Por meio da instalação de terminais eletrônicos dentro dos
presídios, porém, o preso, o advogado ou defensor público, o promotor e o juiz de
execução do caso em breve poderão acompanhar, passo a passo, o cumprimento da
pena. No último 13 de junho, o projeto de lei ganhou parecer favorável do
deputado Sibá Machado (PT-AC), relator na Comissão de Constituição e Justiça e
de Cidadania, que conclui pela constitucionalidade, juridicidade e técnica
legislativa.
Por enquanto, no entanto, o relatório bate na mesma tecla:
“O sistema informatizado de execução do estado de São Paulo não permite a
extração de relatório, quantitativo ou nominal de presos em cumprimento de pena
em regime fechado, semiaberto e aberto. De outro lado, não há sinalização no
sistema que possibilite identificar a situação real do processo e do apenado”.
O resultado da omissão, além de impactar na concessão de
benefícios processuais previstos taxativamente em lei aos condenados, também
produz efeitos negativos na superlotação carcerária. Algumas unidades
prisionais, como os Centros de Detenção Provisóra de Itapecerica da Serra e
Osasco II, possuem até quatro presos por vaga. “Se o apenado inicia o
cumprimento da pena em regime fechado, o sistema até realiza o cálculo de um
sexto para a primeira progressão. No entanto, concedido o regime semiaberto, o
sistema não faz o cálculo sobre o remanescente de pena para fins de obtenção do
beneficio do regime aberto”, explica o documento.

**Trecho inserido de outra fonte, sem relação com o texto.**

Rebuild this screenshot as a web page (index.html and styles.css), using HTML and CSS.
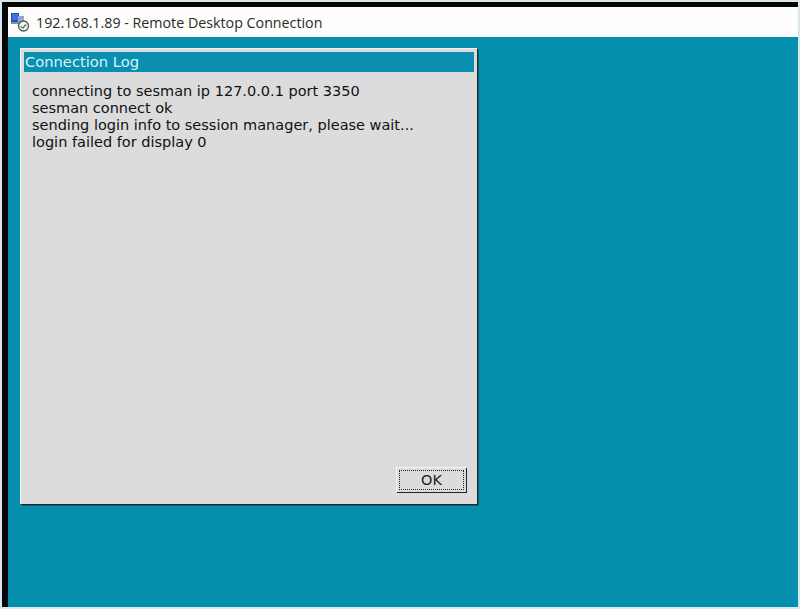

O Conselho Nacional do Ministério Público também é citado no
material. De acordo com os magistrados do CNJ, há um número elevado de feitos
em carga — um total de 23 mil, sendo 12 mil de réus presos — que dependem de
parecer do Parquet.
“É recomendável a realização de estudos pelo Ministério
Público estadual de ajuizamento de ações civis públicas e ou celebração de
Termos de Ajustamento de Conduta em relação à ausência de vagas no regime
semiaberto, saúde, assistência material e social, entre outras providências”.